Report each line of the data that includes the word "TypeScript".

Stored records
▬▬▬

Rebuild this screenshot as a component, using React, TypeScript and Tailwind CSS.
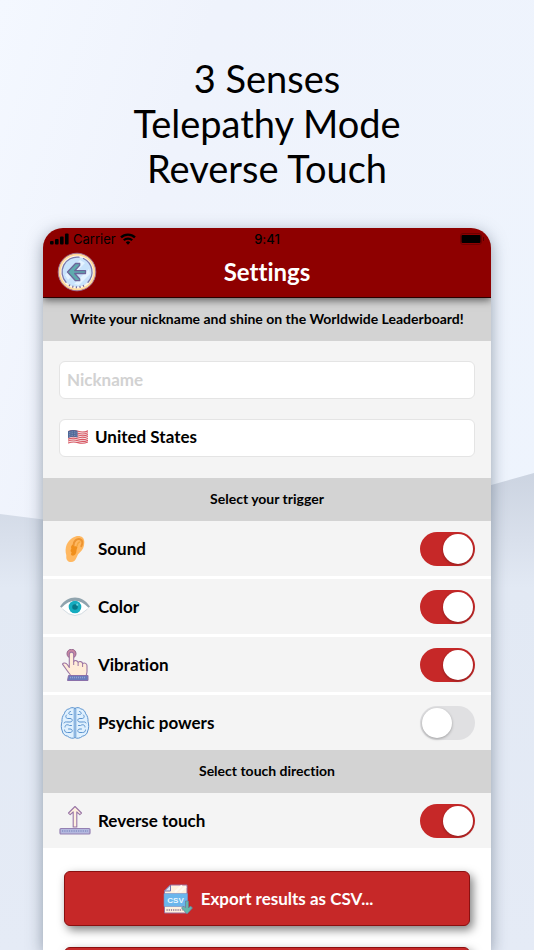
import { useState } from "react";
import type { ReactNode } from "react";

function Backdrop() {
  return (
    <svg
      className="absolute inset-0 h-full w-full"
      viewBox="0 0 534 950"
      preserveAspectRatio="none"
      aria-hidden="true"
    >
      <defs>
        <linearGradient id="sky" x1="0" y1="0" x2="1" y2="0.6">
          <stop offset="0" stopColor="#f4f8ff" />
          <stop offset="0.3" stopColor="#eff3fc" />
          <stop offset="1" stopColor="#eef4fd" />
        </linearGradient>
        <linearGradient id="fold" x1="0" y1="0" x2="0" y2="1">
          <stop offset="0" stopColor="#ccd4e1" />
          <stop offset="0.14" stopColor="#d9e0ec" />
          <stop offset="0.24" stopColor="#e2e9f4" />
          <stop offset="1" stopColor="#e5ebf6" />
        </linearGradient>
      </defs>
      <rect width="534" height="950" fill="url(#sky)" />
      <path d="M0 514 L267 548 L534 473 V950 H0Z" fill="url(#fold)" />
    </svg>
  );
}

function SignalIcon() {
  return (
    <svg className="h-3 w-[19px]" viewBox="0 0 19 12" aria-hidden="true">
      <rect x="0" y="8" width="3.6" height="3.5" rx="1" />
      <rect x="5" y="6" width="3.6" height="5.5" rx="1" />
      <rect x="10" y="3.500" width="3.6" height="8" rx="1" />
      <rect x="15" y="0.500" width="3.6" height="11" rx="1" />
    </svg>
  );
}

function WifiIcon() {
  return (
    <svg className="h-3 w-4" viewBox="0 0 16 12" fill="none" stroke="black" strokeWidth="2.3" aria-hidden="true">
      <path d="M1 4.4a10 10 0 0 1 14 0" />
      <path d="M3.8 7.3a6 6 0 0 1 8.4 0" />
      <path d="M8 11.8 5.8 9.4a3.2 3.2 0 0 1 4.4 0Z" fill="black" stroke="none" />
    </svg>
  );
}

function BatteryIcon() {
  return (
    <svg className="h-3 w-6" viewBox="0 0 24 12" aria-hidden="true">
      <rect x="0.5" y="0.5" width="21" height="11" rx="2.5" fill="none" stroke="#6c0000" />
      <rect x="1.500" y="2" width="19" height="8" rx="1" />
      <path d="M23.500 4v4" stroke="#5c0000" />
    </svg>
  );
}

function BackIcon() {
  return (
    <svg className="h-10 w-10" viewBox="0 0 40 40" aria-hidden="true">
      <circle cx="20" cy="20" r="18.800" fill="#ffd899" stroke="#9b719b" strokeWidth="0.900" />
      <circle cx="20" cy="20" r="16.500" fill="#fdf5e8" />
      <circle cx="20" cy="20" r="15" fill="#c9e3fb" />
      <path d="M8 23 23 8l5 3L11 28ZM17 32 32 17l1 5-11 11Z" fill="#e5f4ff" />
      <path
        d="M26.500 6.500A15 15 0 0 1 31 30.200M9 30.200A15 15 0 0 1 22 5.200"
        fill="none"
        stroke="#7a79ad"
        strokeWidth="1.300"
        strokeLinecap="round"
      />
      <path d="M12 33a15.500 15.500 0 0 0 16 0" fill="none" stroke="#776c9e" strokeWidth="2" strokeDasharray="1.200 2.400" />
      <path
        d="M10.500 20 18.500 11.500h4.200v1.700L17.700 18.700H28.500v2.800H17.700l5 5.500v1.700h-4.200Z"
        fill="#5eaaae"
        stroke="#6c669b"
        strokeWidth="1.300"
        strokeLinejoin="round"
      />
    </svg>
  );
}

function FlagIcon() {
  return (
    <svg className="h-4 w-5" viewBox="0 0 20 16" aria-hidden="true">
      <path d="M0 2.2Q5 0 10 1.8T20 1.2V13.4Q15 15.2 10 14T0 14.8Z" fill="#f5eeee" />
      <g fill="none" stroke="#d95763" strokeWidth="1.1">
        <path d="M0 2.6Q5 .6 10 2.3T20 1.8" />
        <path d="M0 4.5Q5 2.5 10 4.2T20 3.7" />
        <path d="M0 6.4Q5 4.4 10 6.1T20 5.6" />
        <path d="M0 8.3Q5 6.3 10 8T20 7.5" />
        <path d="M0 10.2Q5 8.2 10 9.9T20 9.4" />
        <path d="M0 12.1Q5 10.1 10 11.8T20 11.3" />
        <path d="M0 14.1Q5 12.1 10 13.6T20 13" />
      </g>
      <path d="M0 2.2Q5 0 9.5 1.8V8.4Q5 6.8 0 8.9Z" fill="#4d6697" />
      <path
        d="M1 3.8Q5 2 9 3.5M1 5.6Q5 3.8 9 5.3M1 7.4Q5 5.6 9 7.1"
        fill="none"
        stroke="#b9c6dc"
        strokeWidth="0.6"
        strokeDasharray="0.8 0.9"
      />
    </svg>
  );
}

function EarIcon() {
  return (
    <svg className="h-8 w-8" viewBox="0 0 32 32" aria-hidden="true">
      <path
        d="M16.500 3.500C21 2 25.300 4 25.300 9c0 5-1.700 8-4.500 10.500-2 1.800-2.300 3-3 4.500-1 3-3 5-5.700 5C9 29 7 27 7.300 23.500c.2-1.700-.4-2.500-.6-4C6 12 9.500 6 16.500 3.500Z"
        fill="#ffb861"
      />
      <path
        d="M14.500 12.500C14.500 8 18 5.300 21 6.200c2.900 1 2.900 4 1.300 7"
        fill="none"
        stroke="#ec9432"
        strokeWidth="2"
        strokeLinecap="round"
      />
      <path
        d="M14 11.500c-.3 2.300 2.700 1.500 4 2 1 1-.5 2.300-.5 4 .1 3.500-2.200 5.700-4.500 5-1.400-.4-1-2-.4-3.200-1.600-1-1-2.700-.2-3.600-.8-1.500-.1-3.700 1.600-4.200Z"
        fill="#f08f1b"
      />
      <path d="M18 13.500C18.500 10 20 8.500 21.500 9" fill="none" stroke="#f5a73f" strokeWidth="1.500" />
    </svg>
  );
}

function EyeIcon() {
  return (
    <svg className="h-8 w-8" viewBox="0 0 32 32" aria-hidden="true">
      <path d="M2 16Q16 2 30 16Q16 32 2 16Z" fill="#fff" />
      <path d="M3.500 18Q16 31 28.500 18" fill="none" stroke="#d4dde3" strokeWidth="1" />
      <path d="M1 15.500C9 3.500 23 3.500 31 15.500l-1.500 1.200C21 7.500 11 7.500 2.500 16.700Z" fill="#90a4ae" />
      <circle cx="16" cy="16" r="6.300" fill="#15acbf" />
      <circle cx="16" cy="16" r="2.800" fill="#087788" />
      <circle cx="18.300" cy="13.700" r="1.100" fill="#6ed3df" />
    </svg>
  );
}

function TapIcon() {
  return (
    <svg className="h-8 w-8" viewBox="0 0 32 32" strokeLinejoin="round" aria-hidden="true">
      <circle cx="12.500" cy="4.700" r="4.500" fill="#ca87a2" stroke="#93668e" />
      <path
        d="M10.300 18.500V5.300a2.200 2.200 0 0 1 4.400 0v7.400c1-1.700 3.700-1.500 4.400.7 1.500-1.500 4-.9 4.500 1.100 2.200-1.200 4.400.1 4.400 2.300v5.700c0 1.700-.7 2.700-.7 4.300H11.600c-.3-1.700-2-3-3-4.500l-5.100-7.200c1-1.800 3.500-1.100 4.800.4Z"
        fill="#ffecd8"
        stroke="#9c75a3"
        strokeWidth="1.100"
      />
      <path d="M14.700 12.500V16M19.100 13.500V17M23.600 14.500V18" stroke="#9c75a3" />
      <path d="M9.500 26.500h19.500v5h-20.500Z" fill="#6a7cbb" stroke="#8b70aa" />
      <path d="M11 28.500h16" stroke="#93a0d4" strokeWidth="1.500" strokeDasharray="1 1" />
    </svg>
  );
}

function BrainIcon() {
  return (
    <svg
      className="h-8 w-8"
      viewBox="0 0 32 32"
      fill="none"
      stroke="#5b93cf"
      strokeWidth="1"
      strokeLinecap="round"
      aria-hidden="true"
    >
      <path
        d="M16 1.300C14 0 11.500.6 10.300 1.800 7.300 2.200 5.800 4.500 5.300 6.800 3.300 9 2.800 12 3 14.500 2 17.500 2 21.500 3.300 24c.4 3 2.700 4.800 5.200 5.200 2.500 2.300 6 2.600 7.500 1.300 1.500 1.300 5 1 7.500-1.300 2.500-.4 4.800-2.200 5.200-5.200 1.300-2.500 1.300-6.500.3-9.500.2-2.500-.3-5.500-2.300-7.700-.5-2.300-2-4.600-5-5C20.500.6 18 0 16 1.300Z"
        fill="#dff0fe"
      />
      <path d="M15.200 2v28M16.800 2v28" strokeWidth="0.900" />
      <path d="M11.500 4.500C8.500 5.500 9.500 7.500 11.500 7.500h1.500M7.500 8C6 9.500 7 11.500 9 11.500h2c3 0 3 3.500 0 3.500H9c-2 0-3.500-.5-4 1M6 20c0-2.500 2.500-2.800 4.500-1.500h2M9.500 22h1.500c3 0 3 3.500 0 3.500H8.500c-2 0-3-1-3-2.500" />
      <path d="M20.500 4.500C23.500 5.500 22.500 7.500 20.500 7.500h-1.500M24.500 8c1.500 1.500.5 3.500-1.500 3.500h-2c-3 0-3 3.500 0 3.500h2c2 0 3.500-.5 4 1M26 20c0-2.500-2.500-2.800-4.500-1.500h-2M22.500 22h-1.500c-3 0-3 3.500 0 3.500h2.500c2 0 3-1 3-2.500" />
    </svg>
  );
}

function ReverseIcon() {
  return (
    <svg className="h-8 w-8" viewBox="0 0 32 32" strokeLinejoin="round" aria-hidden="true">
      <path
        d="m16 1.500 6.500 6.500-1.700 1.700-3-2.900V22h-3.600V6.800l-3 2.900-1.700-1.700Z"
        fill="#fff0df"
        stroke="#9975a6"
        strokeWidth="1.100"
      />
      <rect x="1" y="23.500" width="30" height="5.500" rx="1" fill="#b4b8df" stroke="#9480b2" strokeWidth="1.200" />
      <path d="M3 26h26" stroke="#8490c4" strokeWidth="1.500" strokeDasharray="1.200 1.100" />
    </svg>
  );
}

function CsvIcon() {
  return (
    <svg className="h-8 w-8" viewBox="0 0 32 32" strokeLinejoin="round" aria-hidden="true">
      <path d="M9.500 2H26v28H3.500V8Z" fill="#fff1df" stroke="#9b719f" />
      <path d="M3.500 8h6V2Z" fill="#d9e9fa" stroke="#7879ae" />
      <path d="M14 9 21 2.500M19 9l6-5.500" stroke="#fffaf3" strokeWidth="2" />
      <rect x="3" y="10.500" width="23.500" height="13" fill="#6bb6ec" stroke="#7b8cc0" strokeWidth="0.600" />
      <path d="M5.500 27h16" stroke="#81718f" strokeWidth="1.500" strokeDasharray="1.200 1" />
      <text
        x="14.500"
        y="20"
        textAnchor="middle"
        fontFamily="Liberation Sans, sans-serif"
        fontSize="8"
        fontWeight="700"
        fill="#e9f8ff"
      >
        CSV
      </text>
      <path d="M24.500 18h3v7l2-2 2 2-5.500 6-5.500-6 2-2 2 2Z" fill="#63b7ac" stroke="#69769b" strokeWidth="0.700" />
    </svg>
  );
}

function SectionTitle({ children }: { children: ReactNode }) {
  return (
    <h2 className="flex h-[43px] items-center justify-center bg-[#d3d3d3] pb-0.5 text-center text-[14px] font-bold">
      {children}
    </h2>
  );
}

interface ToggleRowProps {
  icon: ReactNode;
  label: string;
  defaultChecked?: boolean;
}

function ToggleRow({ icon, label, defaultChecked = false }: ToggleRowProps) {
  const [checked, setChecked] = useState(defaultChecked);

  return (
    <label className="flex h-full items-center gap-[7px] bg-[#f4f4f4] px-4 text-[17px] font-bold">
      {icon}
      <span className="flex-1">{label}</span>
      <input
        type="checkbox"
        checked={checked}
        onChange={(e) => setChecked(e.target.checked)}
        className="h-[34px] w-[55px] shrink-0 cursor-pointer appearance-none rounded-full bg-[#e0e0e2] p-0.5 transition-colors before:block before:size-[30px] before:rounded-full before:bg-white before:shadow-[0_1px_3px_rgba(0,0,0,0.3)] before:transition-transform checked:bg-[#c62828] checked:before:translate-x-[21px]"
      />
    </label>
  );
}

const triggers = [
  { label: "Sound", icon: <EarIcon />, on: true },
  { label: "Color", icon: <EyeIcon />, on: true },
  { label: "Vibration", icon: <TapIcon />, on: true },
  { label: "Psychic powers", icon: <BrainIcon />, on: false },
];

export default function App() {
  const [nickname, setNickname] = useState("");

  return (
    <main className="relative flex h-screen flex-col overflow-hidden font-['Lato',sans-serif] text-black [font-variant-ligatures:none]">
      <Backdrop />

      <h1 className="relative shrink-0 pt-14 pb-[37px] text-center text-[38px] leading-[45px]">
        3 Senses
        <br />
        Telepathy Mode
        <br />
        Reverse Touch
      </h1>

      <div className="relative mx-[43px] flex-1 overflow-hidden rounded-t-[20px] bg-white shadow-[0_4px_16px_rgba(60,75,95,0.5)]">
        {/* Header */}
        <header className="relative h-[70px] border-b border-[#2a0000] bg-[#8e0000] shadow-[0_2px_8px_rgba(0,0,0,0.6)]">
          <div className="grid grid-cols-3 items-center px-[7px] pt-[3px] font-['Inter',sans-serif] text-[13px] leading-4">
            <div className="flex items-center gap-1">
              <SignalIcon />
              <span>Carrier</span>
              <WifiIcon />
            </div>
            <span className="text-center font-medium">9:41</span>
            <span className="flex justify-end">
              <BatteryIcon />
            </span>
          </div>
          <div className="grid grid-cols-[40px_1fr_40px] items-center px-[14px] pt-[5px]">
            <button type="button" aria-label="Back" className="cursor-pointer rounded-full">
              <BackIcon />
            </button>
            <span className="text-center text-[24px] leading-8 font-bold text-white">Settings</span>
          </div>
        </header>

        {/* Profile */}
        <SectionTitle>Write your nickname and shine on the Worldwide Leaderboard!</SectionTitle>
        <div className="flex flex-col gap-5 bg-[#f4f4f4] px-4 pt-5 pb-[21px] text-[17px] font-bold">
          <input
            type="text"
            aria-label="Nickname"
            placeholder="Nickname"
            value={nickname}
            onChange={(e) => setNickname(e.target.value)}
            className="h-[38px] w-full rounded-md border border-[#e4e4e4] bg-white px-[7px] pb-0.5 outline-none placeholder:text-[#d2d2d2]"
          />
          <div className="flex h-[38px] items-center gap-[7px] rounded-md border border-[#e4e4e4] bg-white px-2 pb-0.5">
            <FlagIcon />
            <select aria-label="Country" className="flex-1 appearance-none bg-transparent outline-none">
              <option>United States</option>
            </select>
          </div>
        </div>

        {/* Triggers */}
        <SectionTitle>Select your trigger</SectionTitle>
        <div className="grid auto-rows-[55px] gap-[3px] bg-white">
          {triggers.map((trigger) => (
            <ToggleRow
              key={trigger.label}
              icon={trigger.icon}
              label={trigger.label}
              defaultChecked={trigger.on}
            />
          ))}
        </div>

        {/* Touch direction */}
        <SectionTitle>Select touch direction</SectionTitle>
        <div className="h-[55px]">
          <ToggleRow icon={<ReverseIcon />} label="Reverse touch" defaultChecked />
        </div>

        {/* Actions */}
        <div className="flex flex-col gap-[21px] px-[21px] pt-[23px]">
          <button
            type="button"
            className="flex h-[55px] w-full cursor-pointer items-center justify-center gap-2 rounded-md border border-[#8b1010] bg-[#c62828] text-[17px] font-bold text-white shadow-[3px_4px_10px_rgba(0,0,0,0.5)]"
          >
            <CsvIcon />
            Export results as CSV...
          </button>
          <button
            type="button"
            aria-label="More actions"
            className="h-[55px] w-full cursor-pointer rounded-md border border-[#8b1010] bg-[#c62828] shadow-[3px_4px_10px_rgba(0,0,0,0.5)]"
          />
        </div>
      </div>
    </main>
  );
}
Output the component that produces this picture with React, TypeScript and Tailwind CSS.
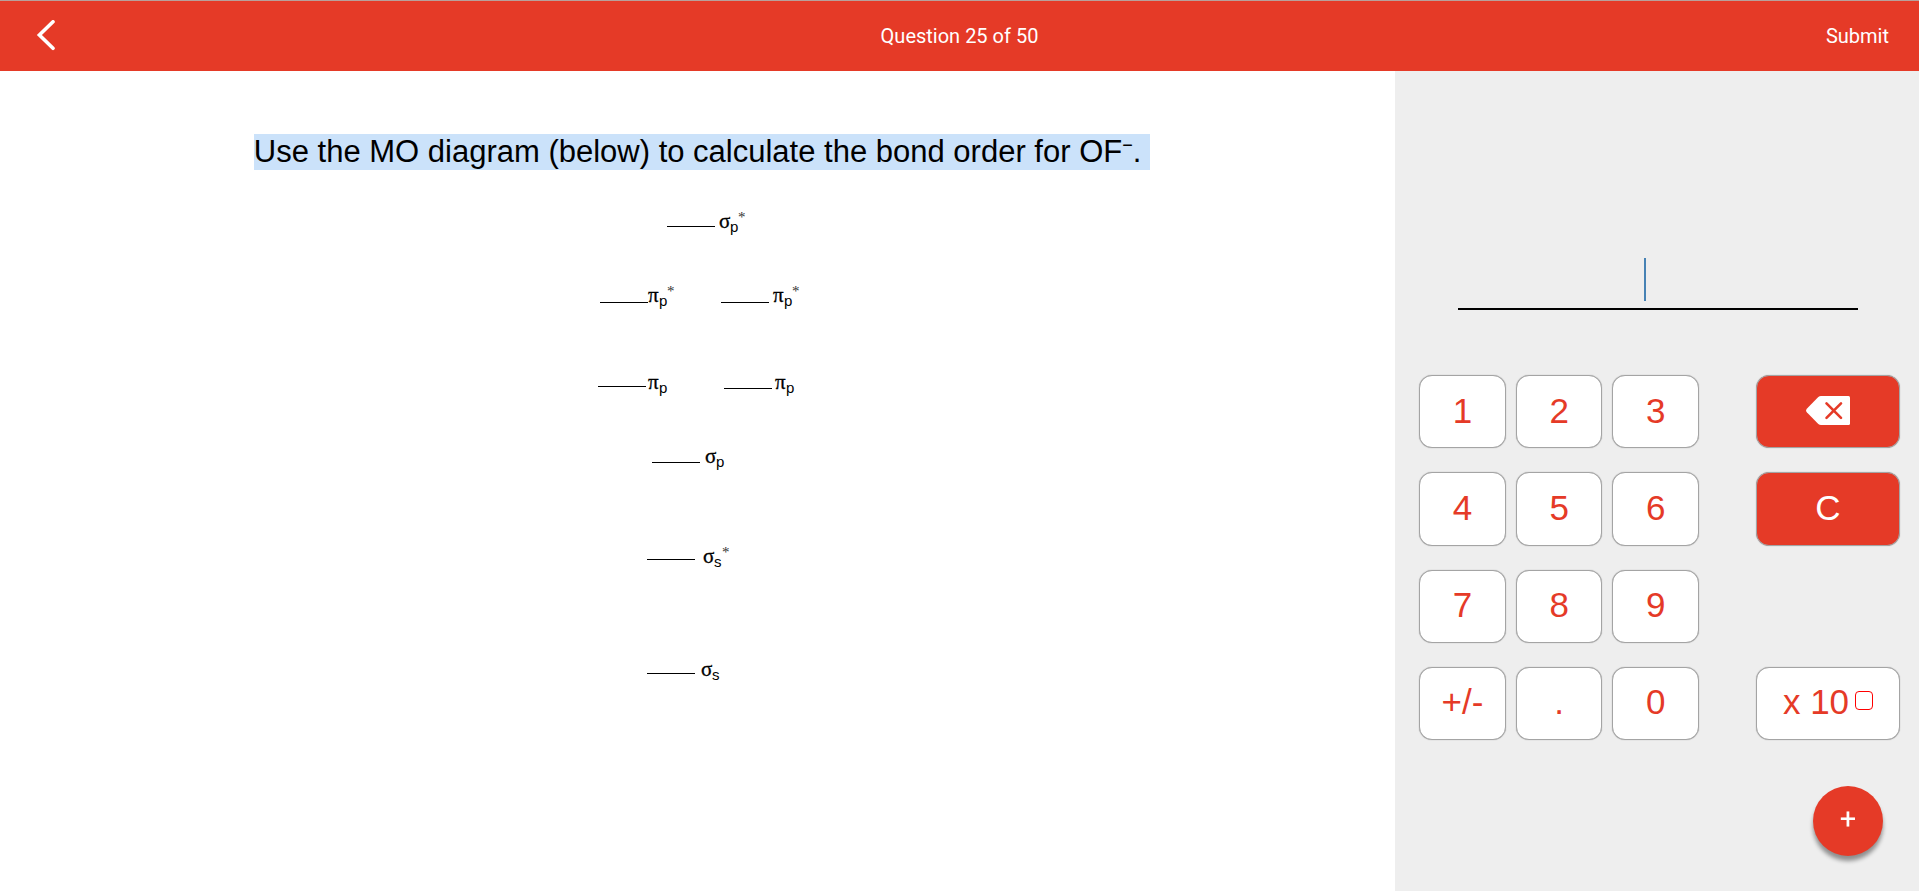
import { useState } from "react";

type Orbital = {
  symbol: string;
  sub: string;
  antibonding?: boolean;
  lineX: number;
  lineY: number;
  textX: number;
  textY: number;
};

const orbitals: Orbital[] = [
  { symbol: "σ", sub: "p", antibonding: true, lineX: 69, lineY: 26, textX: 121, textY: 28 },
  { symbol: "π", sub: "p", antibonding: true, lineX: 2, lineY: 102, textX: 50, textY: 102 },
  { symbol: "π", sub: "p", antibonding: true, lineX: 123, lineY: 102, textX: 175, textY: 102 },
  { symbol: "π", sub: "p", lineX: 0, lineY: 186, textX: 50, textY: 189 },
  { symbol: "π", sub: "p", lineX: 126, lineY: 188, textX: 177, textY: 189 },
  { symbol: "σ", sub: "p", lineX: 54, lineY: 262, textX: 107, textY: 263 },
  { symbol: "σ", sub: "s", antibonding: true, lineX: 49, lineY: 359, textX: 105, textY: 363 },
  { symbol: "σ", sub: "s", lineX: 49, lineY: 473, textX: 103, textY: 476 },
];

function MoDiagram() {
  return (
    <svg
      width="200"
      height="500"
      viewBox="0 0 200 500"
      role="img"
      aria-label="Molecular orbital diagram"
      className="overflow-visible"
    >
      {orbitals.map((o, i) => (
        <g key={i}>
          <rect x={o.lineX} y={o.lineY - 1} width="48" height="1" fill="#000" />
          <text
            x={o.textX}
            y={o.textY - 1}
            fontSize="21"
            stroke="#000"
            strokeWidth="0.3"
            className="font-['Liberation_Serif',serif]"
          >
            {o.symbol}
          </text>
          <text x={o.textX + 11} y={o.textY + 3} fontSize="15" className="font-['Liberation_Sans',sans-serif]">
            {o.sub}
          </text>
          {o.antibonding && (
            <text
              x={o.textX + 19}
              y={o.textY - 7}
              fontSize="15"
              fill="#333"
              className="font-['Liberation_Serif',serif]"
            >
              *
            </text>
          )}
        </g>
      ))}
    </svg>
  );
}

const keyBase =
  "flex items-center justify-center rounded-[13px] border border-[#a4a4a4] text-[35px] leading-[40px] pb-0.5 shadow-[0_0_1px_#999]";
const lightKey = "bg-white text-[#e53a27]";
const redKey = "bg-[#e53a27] text-white";

const digitKeys = ["1", "2", "3", "4", "5", "6", "7", "8", "9", "+/-", ".", "0"];

export default function App() {
  const [value, setValue] = useState("");

  const press = (key: string) => {
    if (key === "+/-") {
      setValue((v) => (v.startsWith("-") ? v.slice(1) : "-" + v));
    } else {
      setValue((v) => v + key);
    }
  };

  return (
    <div className="flex min-h-screen flex-col bg-white font-['Liberation_Sans',Arial,sans-serif] text-black">
      <header className="grid h-[71px] grid-cols-3 items-center border-t border-[#b8a09b] bg-[#e53a27] px-[30px] font-[Roboto,sans-serif] text-[20px] leading-6 text-white">
        <button type="button" aria-label="Back" className="justify-self-start pl-1.5">
          <svg width="20" height="32" viewBox="0 0 20 32" fill="none" stroke="#fff" strokeWidth="3.6" strokeLinecap="round" strokeLinejoin="miter">
            <path d="M17 1.800 3.400 15l13.600 13.300" />
          </svg>
        </button>
        <h1 className="text-center">Question 25 of 50</h1>
        <button type="button" className="justify-self-end">
          Submit
        </button>
      </header>

      <div className="flex flex-1">
        <main className="flex flex-1 flex-col items-center pt-[63px]">
          <p className="text-center text-[31px] leading-9">
            <mark className="-mr-[9px] inline-block h-9 bg-[#cbe2fa] pr-[9px] text-black">
              Use the MO diagram (below) to calculate the bond order for OF
              <sup className="-top-[0.6em] text-[18px]">−</sup>.
            </mark>
          </p>
          <div className="mt-[31px]">
            <MoDiagram />
          </div>
        </main>

        <aside className="flex w-[27.3%] flex-col bg-[#eee] pr-[19px] pl-6">
          <div className="relative mt-[179px] mr-[42px] ml-[39px]">
            <input
              type="text"
              aria-label="Answer"
              value={value}
              onChange={(e) => setValue(e.target.value)}
              className="block h-[60px] w-full border-b-2 border-black bg-transparent text-center text-[35px] caret-transparent outline-none"
            />
            <span className="absolute bottom-[9px] left-1/2 -ml-3.5 h-[43px] w-0.5 bg-[#4682b4]" />
          </div>

          <div className="mt-[65px] flex h-[365px] justify-between">
            <div className="grid w-[280px] grid-cols-3 grid-rows-4 gap-x-2.5 gap-y-6">
              {digitKeys.map((key) => (
                <button key={key} type="button" onClick={() => press(key)} className={`${keyBase} ${lightKey}`}>
                  {key}
                </button>
              ))}
            </div>
            <div className="grid w-36 grid-rows-4 gap-y-6">
              <button
                type="button"
                aria-label="Backspace"
                onClick={() => setValue((v) => v.slice(0, -1))}
                className={`${keyBase} ${redKey}`}
              >
                <svg width="44" height="29" viewBox="0 0 44 29">
                  <path d="M15 0H42.500Q44 0 44 1.500V27.500Q44 29 42.500 29H15Q13.500 29 12.300 28L.8 16.300Q-.6 14.500 .8 12.700L12.300 1Q13.500 0 15 0Z" fill="#fff" />
                  <path d="M20.500 7.300 35 21.800M35 7.300 20.500 21.800" stroke="#e53a27" strokeWidth="2.600" strokeLinecap="round" />
                </svg>
              </button>
              <button type="button" onClick={() => setValue("")} className={`${keyBase} ${redKey}`}>
                C
              </button>
              <button
                type="button"
                onClick={() => setValue((v) => v + "e")}
                className={`row-start-4 gap-1.5 ${keyBase} ${lightKey}`}
              >
                x 10
                <span className="mb-1 h-[19px] w-[18px] rounded border border-[#ff0000]" />
              </button>
            </div>
          </div>
        </aside>
      </div>

      <button
        type="button"
        aria-label="Add"
        className="fixed right-9 bottom-[35px] flex size-[70px] items-center justify-center rounded-full bg-[#e53a27] pb-1 font-[Roboto,sans-serif] text-[29px] leading-8 text-white shadow-[0_5px_4px_rgba(0,0,0,0.4)]"
      >
        +
      </button>
    </div>
  );
}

▬▬▬

RESULT FOR THIS TASK:
Rebuild this screenshot as a component, using React, TypeScript and Tailwind CSS.
Output the component that produces this picture with React, TypeScript and Tailwind CSS.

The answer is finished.